When done right, your users do the work for you, and are more engaged, too! However, they can also feel like duds if you’re consistently throwing out questions that no one is answering.
Incentivize Community Participation
In order to prevent that from happening, some well-crafted forums reward users for consistently using their app. Moz uses “MozPoints” to incentivize, essentially outsourcing the job, and jumping in where they need to, moderating and answering questions where they see fit. You engage with the product, have a 1:1 conversation with a human being, and your questions are answered.
It’s also a good way to send out content that engages users, whether that’s a push notification or via email. If someone has posted a question or response, it’s a way of bringing them back into the app or forum through customer engagement. There’s nothing like seeing “Your friend X has answered your question.”
It’s a direct, 1:1 response that feels high-touch, even if you’ve outsourced it to the community.
Community forum best practices:
Invite users to subscribe to comment threads so they’ll engage when they get a response.
Have someone at your company moderate to prevent uninformed (or inappropriate) responses.
Ask questions to promote user engagement with the service to get the ball rolling.
Use Videos To Get the Conversation Started
If you’re looking for content to get a conversation started, try using a video.
They’re a great way to get initial engagement, and prime the pump to get people excited about being a part of your community. The familiarity principle means viewers feel like they have a 1:1 ratio with the people in the video—a high-touch customer engagement strategy—even though they’re infinitely scalable.
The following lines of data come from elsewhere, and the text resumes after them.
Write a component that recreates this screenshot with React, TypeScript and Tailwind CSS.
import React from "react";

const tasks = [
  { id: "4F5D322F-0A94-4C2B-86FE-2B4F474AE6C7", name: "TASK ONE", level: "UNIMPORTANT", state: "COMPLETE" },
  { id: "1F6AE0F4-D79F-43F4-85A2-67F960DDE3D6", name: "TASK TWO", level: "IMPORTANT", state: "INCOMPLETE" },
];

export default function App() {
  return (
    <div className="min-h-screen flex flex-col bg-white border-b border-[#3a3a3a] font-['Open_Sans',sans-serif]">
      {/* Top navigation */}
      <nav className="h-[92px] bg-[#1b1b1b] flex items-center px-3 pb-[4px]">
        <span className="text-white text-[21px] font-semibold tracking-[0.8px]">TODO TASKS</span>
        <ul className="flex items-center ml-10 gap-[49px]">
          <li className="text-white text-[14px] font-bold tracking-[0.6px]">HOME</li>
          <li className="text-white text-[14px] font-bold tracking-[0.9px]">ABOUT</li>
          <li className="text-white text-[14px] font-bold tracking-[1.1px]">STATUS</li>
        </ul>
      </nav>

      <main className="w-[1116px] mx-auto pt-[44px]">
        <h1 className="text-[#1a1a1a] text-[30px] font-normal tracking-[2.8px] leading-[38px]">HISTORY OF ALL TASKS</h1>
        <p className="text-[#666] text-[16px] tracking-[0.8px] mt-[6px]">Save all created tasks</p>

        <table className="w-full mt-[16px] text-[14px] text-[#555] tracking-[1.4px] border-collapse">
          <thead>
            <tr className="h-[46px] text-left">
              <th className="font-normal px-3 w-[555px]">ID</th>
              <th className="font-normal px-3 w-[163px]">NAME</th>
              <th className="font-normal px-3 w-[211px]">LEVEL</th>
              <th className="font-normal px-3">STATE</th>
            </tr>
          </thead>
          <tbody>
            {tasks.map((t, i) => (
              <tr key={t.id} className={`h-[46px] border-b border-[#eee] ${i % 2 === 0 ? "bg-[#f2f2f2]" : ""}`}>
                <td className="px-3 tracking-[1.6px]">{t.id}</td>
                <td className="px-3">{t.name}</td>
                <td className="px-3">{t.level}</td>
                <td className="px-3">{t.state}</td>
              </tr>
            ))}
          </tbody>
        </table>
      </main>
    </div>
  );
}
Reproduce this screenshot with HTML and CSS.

Margot Mazur, community manager at the video hosting platform Wistia, will often start Wistia community forum threads by posting a video that people can’t help but engage with. Whether the video is making a company announcement, posing a question to community users, or offering Wistia’s signature expertise in video marketing, it always gets Wistia users to join the conversation.
The real benefit of using video is that it’s reusable content. Unlike a phone call, a video is a high-touch customer engagement strategy that you can use over and over again, in different contexts. As Kristen Craft of Wistia writes,
“We argue that videos are like blog posts or other content. You don't write one and consider yourself finished. You point back to them, reference them in other content, and ensure they get the mileage they deserve. At the end of the day, it's all about generating good content and distributing it efficiently.”
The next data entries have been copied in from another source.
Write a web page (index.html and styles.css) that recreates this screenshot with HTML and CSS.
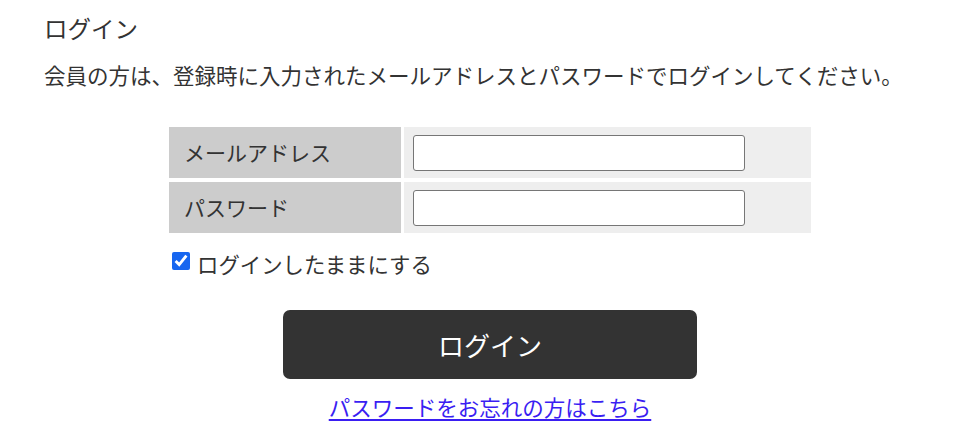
FILE: index.html
```html
<!DOCTYPE html>
<html lang="ja">
<head>
<meta charset="utf-8">
<title>ログイン</title>
<link rel="stylesheet" href="styles.css">
</head>
<body>
<main class="page">
  <h1 class="title">ログイン</h1>
  <p class="lead">会員の方は、登録時に入力されたメールアドレスとパスワードでログインしてください。</p>
  <form class="login-form">
    <div class="fields">
      <div class="label-cell">メールアドレス</div>
      <div class="value-cell"><input class="text-input" type="email"></div>
      <div class="label-cell">パスワード</div>
      <div class="value-cell"><input class="text-input" type="password"></div>
    </div>
    <label class="remember"><input class="check" type="checkbox" checked><span>ログインしたままにする</span></label>
    <button class="submit" type="button">ログイン</button>
    <a class="forgot" href="#">パスワードをお忘れの方はこちら</a>
  </form>
</main>
</body>
</html>
```
FILE: styles.css
```css
* { box-sizing: border-box; }
html, body { margin: 0; padding: 0; background: #fff; }
body {
  font-family: "Noto Sans CJK JP", "Noto Sans", sans-serif;
  color: #333;
}
.page {
  padding: 12px 44px 0;
}
.title {
  margin: 0;
  font-size: 23.5px;
  font-weight: normal;
  line-height: 32px;
  color: #333;
}
.lead {
  margin: 15px 0 0;
  font-size: 21.5px;
  line-height: 32px;
  color: #333;
}
.login-form {
  display: flex;
  flex-direction: column;
  align-items: center;
  margin-top: 36px;
}
.fields {
  display: grid;
  grid-template-columns: 232px 407px;
  grid-auto-rows: 51px;
  column-gap: 3px;
  row-gap: 4px;
}
.label-cell {
  background: #cccccc;
  font-size: 21px;
  line-height: 51px;
  padding-left: 15px;
  color: #333;
}
.value-cell {
  background: #eeeeee;
  display: flex;
  align-items: center;
  padding-left: 9px;
}
.text-input {
  width: 332px;
  height: 36px;
  border: 1px solid #767676;
  border-radius: 3px;
  background: #fff;
  margin: 1px 0 0;
  padding: 0 6px;
  font-size: 18px;
}
.remember {
  width: 642px;
  display: flex;
  align-items: center;
  margin-top: 13px;
  font-size: 21.4px;
  line-height: 36px;
  color: #333;
}
.check {
  width: 18px;
  height: 18px;
  margin: 0 7px 0 3px;
  accent-color: #1766f0;
  position: relative;
  top: -3px;
}
.submit {
  margin-top: 28px;
  width: 414px;
  height: 69px;
  border: none;
  border-radius: 7px;
  background: #333333;
  color: #fff;
  font-family: "Noto Sans CJK JP", "Noto Sans", sans-serif;
  font-size: 26px;
  line-height: 1;
  padding: 0;
}
.forgot {
  margin-top: 13px;
  font-size: 21.5px;
  line-height: 30px;
  color: #3a1ef2;
  text-decoration: underline;
  text-underline-offset: 3px;
}
```
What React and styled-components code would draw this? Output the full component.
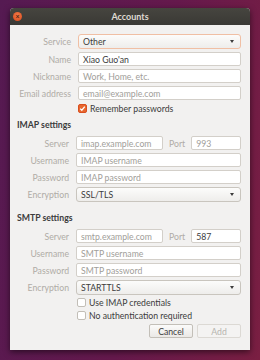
import styled, { createGlobalStyle } from "styled-components";

const GlobalStyle = createGlobalStyle`
	html, body {
		margin: 0;
		padding: 0;
	}
	body {
		width: 260px;
		height: 360px;
		overflow: hidden;
		background: linear-gradient(100deg, #551a52 0%, #65194c 55%, #7a1f42 100%);
		font-family: Lato, "Liberation Sans", sans-serif;
		font-size: 8.7px;
		color: #3c3c3c;
	}
`;

const Stage = styled.div`
	padding: 8px 10px 0 10px;
`;

const Window = styled.div`
	width: 240px;
	height: 342px;
	background: #f2f1f0;
	border-radius: 4px 4px 0 0;
	box-shadow: 0 2px 6px rgba(0, 0, 0, 0.55);
	display: flex;
	flex-direction: column;
	overflow: hidden;
`;

const TitleBar = styled.div`
	position: relative;
	height: 17px;
	flex: none;
	background: linear-gradient(#46453f, #3a3935);
	color: #dfdbd2;
	font-weight: bold;
	font-size: 9px;
	display: flex;
	align-items: center;
	justify-content: center;
`;

const CloseButton = styled.span`
	position: absolute;
	left: 3px;
	top: 4px;
	width: 9px;
	height: 9px;
	border-radius: 50%;
	background: radial-gradient(circle at 50% 35%, #f27a47, #d9491c);
	color: #4a2214;
	font-size: 7px;
	line-height: 9px;
	text-align: center;
	font-weight: bold;
`;

const Body = styled.div`
	padding: 9px 9px 0 0;
	display: flex;
	flex-direction: column;
`;

const Grid = styled.div`
	display: grid;
	grid-template-columns: ${(p) => p.$labelWidth}px 1fr;
	column-gap: 7px;
	row-gap: 3px;
	align-items: center;
`;

const Label = styled.span`
	text-align: right;
	color: #b0aca6;
	white-space: nowrap;
`;

const Entry = styled.div`
	height: 14px;
	box-sizing: border-box;
	border: 1px solid #d3cfc9;
	border-radius: 2px;
	background: #ffffff;
	padding: 0 4px;
	display: flex;
	align-items: center;
	color: ${(p) => (p.$placeholder ? "#a19e99" : "#3c3c3c")};
	white-space: nowrap;
	overflow: hidden;
`;

const Combo = styled.div`
	height: 15px;
	box-sizing: border-box;
	border: 1px solid ${(p) => (p.$focused ? "#f0bfa4" : "#c9c5be")};
	border-radius: 3px;
	background: linear-gradient(#fcfcfb, #eeedeb);
	padding: 0 6px 0 4px;
	display: flex;
	align-items: center;
	justify-content: space-between;
	color: #3c3c3c;
`;

const Arrow = styled.span`
	width: 0;
	height: 0;
	border-left: 2.5px solid transparent;
	border-right: 2.5px solid transparent;
	border-top: 3px solid #3c3c3c;
`;

const ServerRow = styled.div`
	display: flex;
	align-items: center;
`;

const PortLabel = styled.span`
	color: #b0aca6;
	margin: 0 6px 0 6px;
`;

const CheckRow = styled.label`
	grid-column: 2;
	height: 11px;
	display: flex;
	align-items: center;
	gap: 3px;
	color: #3c3c3c;
	margin-left: ${(p) => p.$offset || 0}px;
	margin-top: ${(p) => (p.$tight ? -1 : 0)}px;
`;

const CheckBox = styled.span`
	width: 9px;
	height: 9px;
	box-sizing: border-box;
	border-radius: 2px;
	border: 1px solid ${(p) => (p.$checked ? "#d94f1f" : "#c2beb7")};
	background: ${(p) => (p.$checked ? "#e8672f" : "#ffffff")};
	display: flex;
	align-items: center;
	justify-content: center;
`;

const Heading = styled.div`
	font-weight: bold;
	color: #3c3c3c;
	line-height: 11px;
	padding-left: 7px;
	margin: ${(p) => p.$top}px 0 6px 0;
`;

const Buttons = styled.div`
	display: flex;
	justify-content: flex-end;
	gap: 4px;
	margin-top: 3px;
`;

const Button = styled.div`
	width: 44px;
	height: 14px;
	box-sizing: border-box;
	border: 1px solid ${(p) => (p.$disabled ? "#dcd9d4" : "#c3bfb8")};
	border-radius: 2px;
	background: ${(p) =>
		p.$disabled ? "#f4f3f2" : "linear-gradient(#fbfbfa, #ebe9e6)"};
	color: ${(p) => (p.$disabled ? "#b6b3ae" : "#3c3c3c")};
	display: flex;
	align-items: center;
	justify-content: center;
`;

function Check({ checked, children, offset, tight }) {
	return (
		<CheckRow $offset={offset} $tight={tight}>
			<CheckBox $checked={checked}>
				{checked && (
					<svg width="7" height="7" viewBox="0 0 7 7">
						<path
							d="M1.2 3.6 L2.8 5.2 L5.8 1.6"
							fill="none"
							stroke="#ffffff"
							strokeWidth="1.3"
						/>
					</svg>
				)}
			</CheckBox>
			{children}
		</CheckRow>
	);
}

function Server({ placeholder, port, portPlaceholder }) {
	return (
		<ServerRow>
			<Entry $placeholder style={{ width: 87 }}>
				{placeholder}
			</Entry>
			<PortLabel>Port</PortLabel>
			<Entry $placeholder={portPlaceholder} style={{ flex: 1 }}>
				{port}
			</Entry>
		</ServerRow>
	);
}

export default function App() {
	return (
		<>
			<GlobalStyle />
			<Stage>
				<Window>
					<TitleBar>
						<CloseButton>×</CloseButton>
						Accounts
					</TitleBar>
					<Body>
						<Grid $labelWidth={61}>
							<Label>Service</Label>
							<Combo $focused>
								Other
								<Arrow />
							</Combo>
							<Label>Name</Label>
							<Entry>Xiao Guo'an</Entry>
							<Label>Nickname</Label>
							<Entry $placeholder>Work, Home, etc.</Entry>
							<Label>Email address</Label>
							<Entry $placeholder>email@example.com</Entry>
							<Check checked>Remember passwords</Check>
						</Grid>

						<Heading $top={5}>IMAP settings</Heading>
						<Grid $labelWidth={59}>
							<Label>Server</Label>
							<Server placeholder="imap.example.com" port="993" portPlaceholder />
							<Label>Username</Label>
							<Entry $placeholder>IMAP username</Entry>
							<Label>Password</Label>
							<Entry $placeholder>IMAP password</Entry>
							<Label>Encryption</Label>
							<Combo>
								SSL/TLS
								<Arrow />
							</Combo>
						</Grid>

						<Heading $top={10}>SMTP settings</Heading>
						<Grid $labelWidth={59}>
							<Label>Server</Label>
							<Server placeholder="smtp.example.com" port="587" />
							<Label>Username</Label>
							<Entry $placeholder>SMTP username</Entry>
							<Label>Password</Label>
							<Entry $placeholder>SMTP password</Entry>
							<Label>Encryption</Label>
							<Combo>
								STARTTLS
								<Arrow />
							</Combo>
							<Check offset={1} tight>
								Use IMAP credentials
							</Check>
							<Check offset={1} tight>
								No authentication required
							</Check>
						</Grid>

						<Buttons>
							<Button>Cancel</Button>
							<Button $disabled>Add</Button>
						</Buttons>
					</Body>
				</Window>
			</Stage>
		</>
	);
}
So if you’ve made a tutorial video explaining how to use an aspect of your product and people in your community forum are asking about that problem, re-posting that video in that thread is a great way to get additional mileage out of that old video. The person posting the question feels like the video was made exactly for them, even though it was a fixed cost for your company.
High-touch customer engagement is a dialogue
High-touch customer engagement isn’t just about the perks. When companies take clients out for lobster dinners, they’re not just extending a nice meal—they’re extending their time and attention. High-touch customer engagement is all about giving customers the gift of your relationship.
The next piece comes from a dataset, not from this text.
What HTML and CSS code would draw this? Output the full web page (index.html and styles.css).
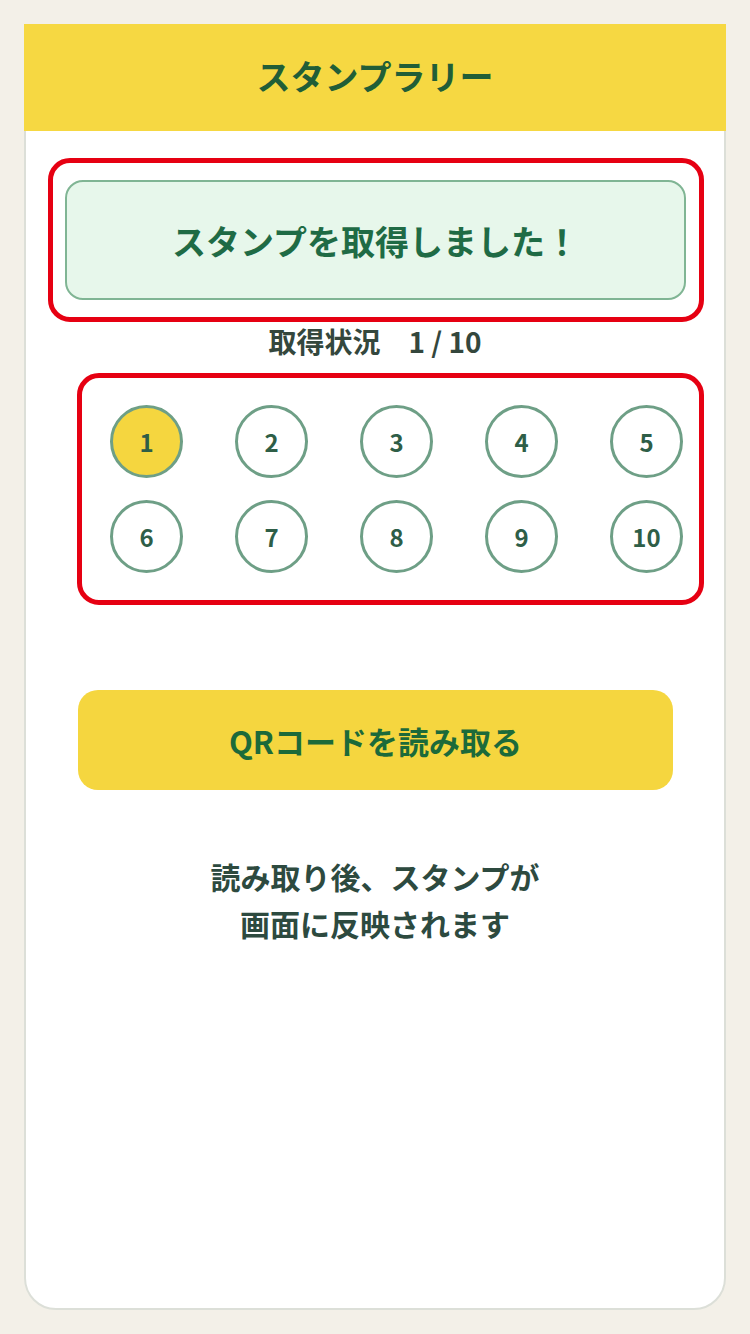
FILE: index.html
```html
<!DOCTYPE html>
<html lang="ja">

<head>
  <meta charset="UTF-8">
  <meta name="viewport" content="width=device-width, initial-scale=1.0">
  <title>スタンプラリー</title>
  <link rel="stylesheet" href="styles.css">
</head>

<body>

  <div class="card">
    <div class="header">スタンプラリー</div>

    <div class="notice-frame">
      <div class="notice">スタンプを取得しました！</div>
    </div>

    <div class="status">取得状況　1 / 10</div>

    <div class="stamp-frame">
      <div class="stamp-grid">
        <div class="stamp done">1</div>
        <div class="stamp">2</div>
        <div class="stamp">3</div>
        <div class="stamp">4</div>
        <div class="stamp">5</div>
        <div class="stamp">6</div>
        <div class="stamp">7</div>
        <div class="stamp">8</div>
        <div class="stamp">9</div>
        <div class="stamp">10</div>
      </div>
    </div>

    <button class="btn-scan">QRコードを読み取る</button>

    <p class="hint">読み取り後、スタンプが<br>画面に反映されます</p>
  </div>

</body>

</html>
```

FILE: styles.css
```css
* {
  box-sizing: border-box;
  margin: 0;
  padding: 0;
}

body {
  font-family: "Noto Sans CJK JP", "Noto Sans", sans-serif;
  font-weight: bold;
  background-color: #F3F0E8;
  padding: 24px;
}

.card {
  width: 702px;
  min-height: 1286px;
  background-color: #fff;
  border: 2px solid #DCDFD8;
  border-radius: 32px;
}

.header {
  margin: -2px -2px 0;
  height: 107px;
  background-color: #F6D842;
  color: #215E37;
  font-size: 34px;
  display: flex;
  justify-content: center;
  align-items: center;
  padding-bottom: 4px;
}

/* 赤枠：取得メッセージ */
.notice-frame {
  margin: 27px 20px 0 22px;
  border: 5px solid #E60012;
  border-radius: 22px;
  padding: 17px 13px 17px 12px;
}

.notice {
  height: 120px;
  background-color: #E7F7EB;
  border: 2px solid #80B594;
  border-radius: 18px;
  color: #1F6B45;
  font-size: 34px;
  display: flex;
  justify-content: center;
  align-items: center;
}

.status {
  text-align: center;
  font-size: 28px;
  line-height: 39px;
  color: #34473D;
}

/* 赤枠：スタンプ一覧 */
.stamp-frame {
  margin: 12px 20px 0 51px;
  border: 5px solid #E60012;
  border-radius: 22px;
  padding: 27px 17px 27px 28px;
}

.stamp-grid {
  display: grid;
  grid-template-columns: repeat(5, 73px);
  column-gap: 52px;
  row-gap: 22px;
}

.stamp {
  width: 73px;
  height: 73px;
  border: 3px solid #6E9F86;
  border-radius: 50%;
  display: flex;
  justify-content: center;
  align-items: center;
  font-size: 24px;
  color: #2E5E47;
}

.stamp.done {
  background-color: #F5D63F;
}

.btn-scan {
  display: flex;
  justify-content: center;
  align-items: center;
  width: 595px;
  height: 100px;
  margin: 85px 0 0 52px;
  background-color: #F5D63F;
  border: none;
  border-radius: 20px;
  font-family: inherit;
  font-weight: bold;
  font-size: 31px;
  color: #1C6A3A;
  cursor: pointer;
}

.hint {
  margin-top: 63px;
  text-align: center;
  font-size: 30px;
  line-height: 47px;
  color: #2D4A3F;
}
```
Danny Meyer, restauranteur and founder of Union Square Hospitality group says that this is one of the most fundamental elements of customer happiness, and one that a lot of companies overlook. Having a relationship with customers—one in which they receive attention and feel like they’re heard—is incredibly important to keeping them engaged with your company. “While the customer is not always right,” Meyer says, “he or she must always feel heard.”
Making the customer feel heard is difficult, but doesn’t require a high-touch, 1:1 relationship. It just requires a dialogue—something as small as automated messages that respond to users’ actions. It makes them feel like their action has been seen and validated, and that someone at your company is listening.